[BEGIN Source data]
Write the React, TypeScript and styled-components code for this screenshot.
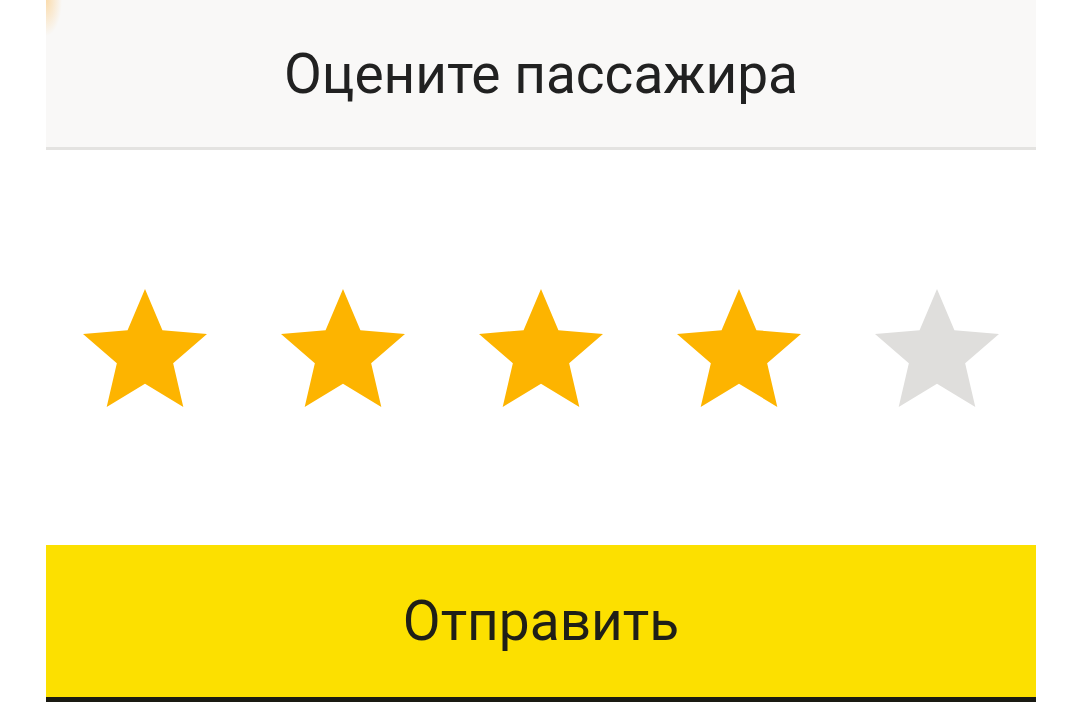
import React, { useState } from 'react';
import styled, { createGlobalStyle } from 'styled-components';

const GlobalStyle = createGlobalStyle`
  html, body {
    margin: 0;
    padding: 0;
    background: #fff;
    font-family: Roboto, 'Noto Sans', Arial, sans-serif;
  }
`;

const Page = styled('div')`
  width: 1080px;
  height: 702px;
  overflow: hidden;
  display: flex;
  justify-content: flex-start;
  padding-left: 46px;
  box-sizing: border-box;
`;

const Card = styled('div')`
  width: 990px;
  display: flex;
  flex-direction: column;
  background: #fff;
`;

const Header = styled('div')`
  height: 146px;
  background:
    radial-gradient(ellipse 16px 36px at 0 0, rgba(252, 196, 110, 0.55), rgba(252, 196, 110, 0)),
    #f9f8f7;
  border-bottom: 3px solid #e4e3e1;
  display: flex;
  align-items: center;
  justify-content: center;
  font-size: 55px;
  color: #212121;
  padding-top: 1px;
  box-sizing: content-box;
`;

const Stars = styled('div')`
  height: 396px;
  display: flex;
  align-items: center;
  justify-content: space-between;
  padding: 0 37px;
  box-sizing: border-box;
`;

const StarButton = styled('button')<{ $on: boolean }>`
  border: 0;
  padding: 0;
  background: none;
  cursor: pointer;
  width: 124px;
  height: 118px;
  color: ${(p) => (p.$on ? '#fdb400' : '#dfdedc')};
  display: flex;

  svg {
    width: 124px;
    height: 118px;
    display: block;
  }
`;

const Submit = styled('button')`
  height: 152px;
  border: 0;
  border-bottom: 5px solid #1a1a12;
  background: #fce000;
  font-family: Roboto, 'Noto Sans', Arial, sans-serif;
  font-size: 55px;
  color: #1f1f17;
  display: flex;
  align-items: center;
  justify-content: center;
  padding: 0 0 0;
  cursor: pointer;
  box-sizing: content-box;
`;

function Star() {
  return (
    <svg viewBox="2 2 20 19">
      <path
        fill="currentColor"
        d="M12 17.27 18.18 21l-1.64-7.03L22 9.24l-7.19-.61L12 2 9.19 8.63 2 9.24l5.46 4.73L5.82 21z"
      />
    </svg>
  );
}

export default function App() {
  const [rating, setRating] = useState(4);

  return (
    <Page>
      <GlobalStyle />
      <Card>
        <Header>Оцените пассажира</Header>
        <Stars>
          {[1, 2, 3, 4, 5].map((n) => (
            <StarButton key={n} $on={n <= rating} onClick={() => setRating(n)} aria-label={`${n}`}>
              <Star />
            </StarButton>
          ))}
        </Stars>
        <Submit>Отправить</Submit>
      </Card>
    </Page>
  );
}
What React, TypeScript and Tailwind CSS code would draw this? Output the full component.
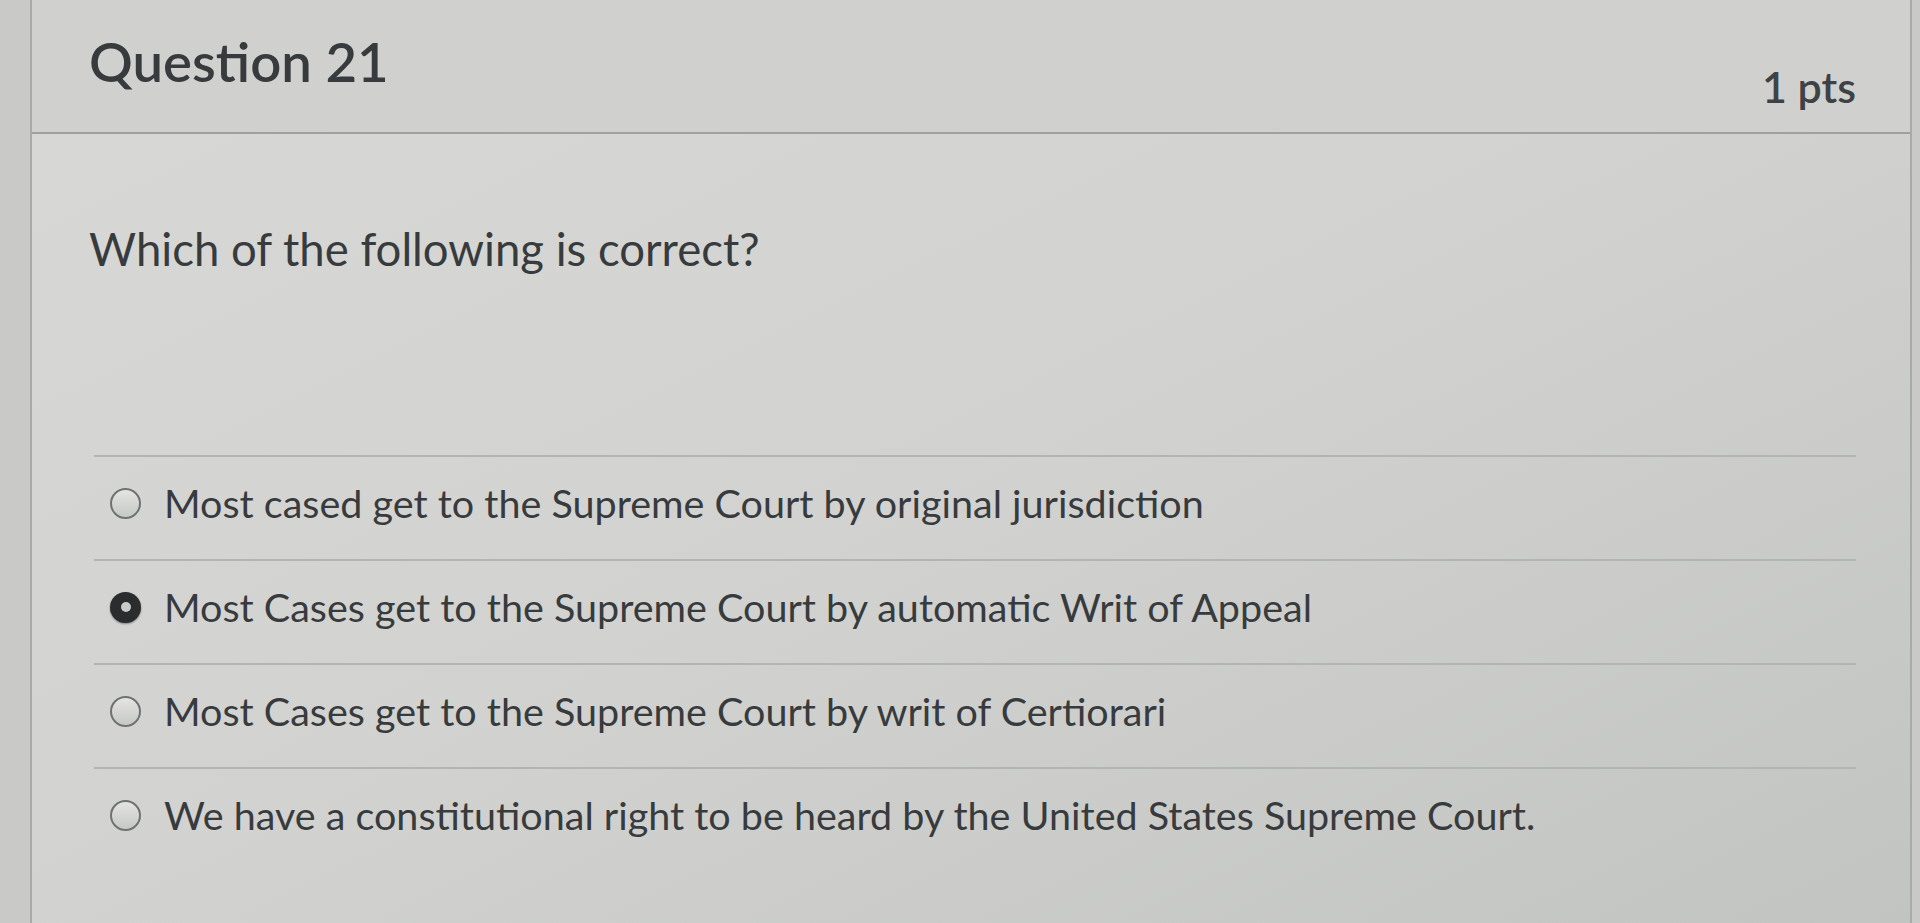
import { useState } from 'react'

const options = [
    'Most cased get to the Supreme Court by original jurisdiction',
    'Most Cases get to the Supreme Court by automatic Writ of Appeal',
    'Most Cases get to the Supreme Court by writ of Certiorari',
    'We have a constitutional right to be heard by the United States Supreme Court.',
]

function Radio({ checked }: { checked: boolean }) {
    if (checked) {
        return (
            <span className="flex h-[31px] w-[31px] shrink-0 items-center justify-center rounded-full bg-[#2a2c2d] shadow-[0_1px_2px_rgba(0,0,0,0.4)]">
                <span className="h-[10px] w-[10px] rounded-full bg-[#c9cbc9]" />
            </span>
        )
    }
    return (
        <span className="h-[31px] w-[31px] shrink-0 rounded-full border-[2px] border-[#6f7274] bg-gradient-to-b from-[#e4e5e3] to-[#c6c8c6]" />
    )
}

export default function App() {
    const [selected, setSelected] = useState(1)

    return (
        <div className="h-[923px] w-full overflow-hidden bg-[#c9cac8] font-['Lato','Liberation_Sans',sans-serif] text-[#383b3d]">
            <div className="ml-[30px] h-full w-[1882px] border-x-2 border-[#a9aba9] bg-gradient-to-br from-[#d8d9d7] via-[#d2d3d1] to-[#c2c4c2]">
                {/* header */}
                <div className="flex h-[134px] items-start justify-between border-b-2 border-[#9fa19f] bg-[#d0d1cf] pl-[57px] pr-[54px]">
                    <h2 className="mt-[30px] text-[54.5px] font-semibold leading-[62px]">Question 21</h2>
                    <span className="mt-[61px] text-[43px] font-semibold leading-[52px] text-[#3f4244]">1 pts</span>
                </div>

                {/* body */}
                <div className="pl-[57px] pr-[54px] pt-[89px]">
                    <p className="text-[45.5px] leading-[52px]">Which of the following is correct?</p>

                    <div className="ml-[5px] mt-[180px]">
                        {options.map((opt, i) => (
                            <label
                                key={i}
                                onClick={() => setSelected(i)}
                                className="flex h-[104px] cursor-pointer items-center gap-[23px] border-t-2 border-[#b3b5b3] pb-[10px] pl-[16px]"
                            >
                                <Radio checked={selected === i} />
                                <span className="text-[39.5px] leading-[46px]">{opt}</span>
                            </label>
                        ))}
                    </div>
                </div>
            </div>
        </div>
    )
}
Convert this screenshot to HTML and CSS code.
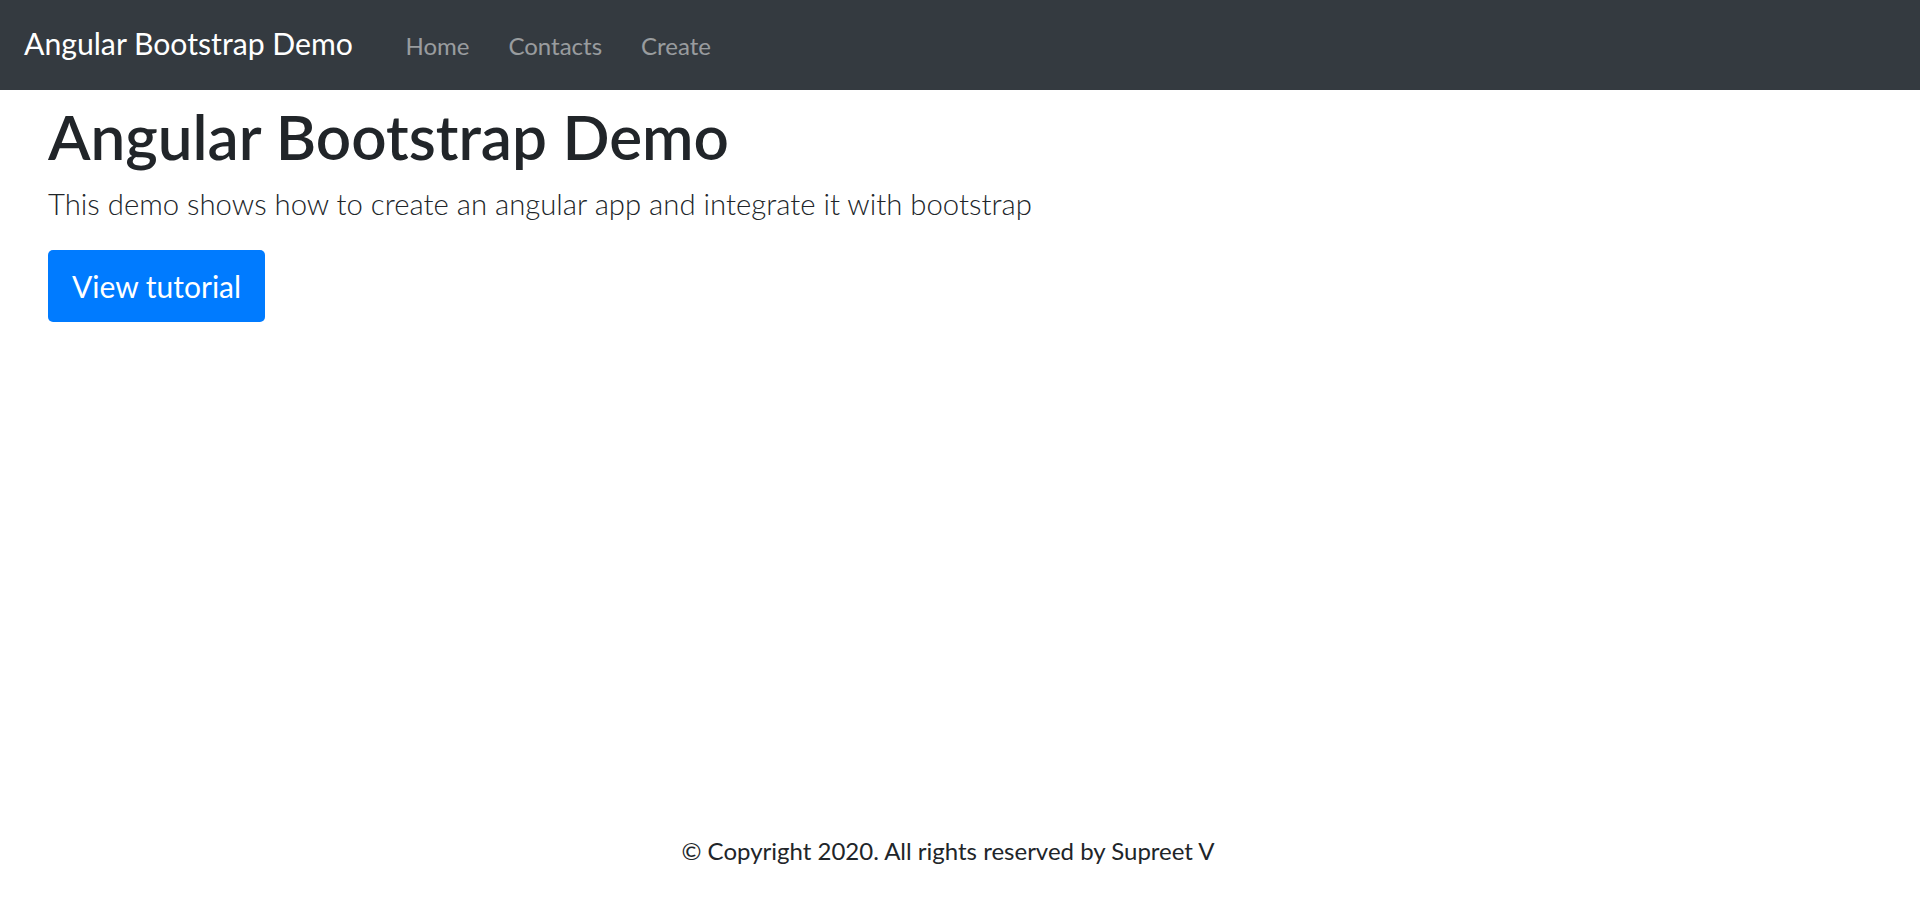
FILE: index.html
```html
<!DOCTYPE html>
<html lang="en">
<head>
<meta charset="utf-8">
<title>Angular Bootstrap Demo</title>
<link rel="stylesheet" href="styles.css">
</head>
<body>
<nav class="navbar">
  <a class="brand" href="#">Angular Bootstrap Demo</a>
  <ul class="nav">
    <li><a class="nav-link" href="#">Home</a></li>
    <li><a class="nav-link" href="#">Contacts</a></li>
    <li><a class="nav-link" href="#">Create</a></li>
  </ul>
</nav>
<main class="content">
  <h1 class="title">Angular Bootstrap Demo</h1>
  <p class="lead">This demo shows how to create an angular app and integrate it with bootstrap</p>
  <a class="btn" href="#">View tutorial</a>
</main>
<footer class="footer">© Copyright 2020. All rights reserved by Supreet V</footer>
</body>
</html>
```
FILE: styles.css
```css
* { box-sizing: border-box; }
html, body { height: 100%; }
body {
  margin: 0;
  font-family: Lato, "Open Sans", sans-serif;
  color: #212529;
  background: #fff;
  display: flex;
  flex-direction: column;
  min-height: 100vh;
}
a { text-decoration: none; }

.navbar {
  height: 90px;
  background: #343a40;
  display: flex;
  align-items: baseline;
  padding: 21px 24px 0;
}
.brand {
  color: #fff;
  font-size: 30.2px;
  line-height: 45px;
  margin-right: 33px;
  white-space: nowrap;
}
.nav {
  list-style: none;
  margin: 0;
  padding: 0;
  display: flex;
  align-items: baseline;
}
.nav-link {
  display: block;
  color: rgba(255, 255, 255, 0.5);
  font-size: 24px;
  line-height: 36px;
  padding: 0 19.5px;
}

.content {
  padding: 10px 48px 0;
  display: flex;
  flex-direction: column;
  align-items: flex-start;
}
.title {
  font-size: 62px;
  font-weight: 600;
  line-height: 72px;
  margin: 0 0 9px;
}
.lead {
  font-size: 29.3px;
  font-weight: 300;
  line-height: 45px;
  margin: 0 0 24px;
}
.btn {
  display: inline-block;
  background: #007bff;
  color: #fff;
  font-size: 30px;
  line-height: 46px;
  padding: 13px 24px;
  border-radius: 5px;
}

.footer {
  margin-top: auto;
  text-align: center;
  font-size: 24px;
  line-height: 36px;
  padding: 0 24px 47px 0;
}
```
[END Source data]
§ Goal: Look above and copy only the lines from the one holding "What React, TypeScript" to the one holding "const [selected, setSelected]", both included, exactly, minus the pictures.

§ Problem solution:
What React, TypeScript and Tailwind CSS code would draw this? Output the full component.
import { useState } from 'react'

const options = [
    'Most cased get to the Supreme Court by original jurisdiction',
    'Most Cases get to the Supreme Court by automatic Writ of Appeal',
    'Most Cases get to the Supreme Court by writ of Certiorari',
    'We have a constitutional right to be heard by the United States Supreme Court.',
]

function Radio({ checked }: { checked: boolean }) {
    if (checked) {
        return (
            <span className="flex h-[31px] w-[31px] shrink-0 items-center justify-center rounded-full bg-[#2a2c2d] shadow-[0_1px_2px_rgba(0,0,0,0.4)]">
                <span className="h-[10px] w-[10px] rounded-full bg-[#c9cbc9]" />
            </span>
        )
    }
    return (
        <span className="h-[31px] w-[31px] shrink-0 rounded-full border-[2px] border-[#6f7274] bg-gradient-to-b from-[#e4e5e3] to-[#c6c8c6]" />
    )
}

export default function App() {
    const [selected, setSelected] = useState(1)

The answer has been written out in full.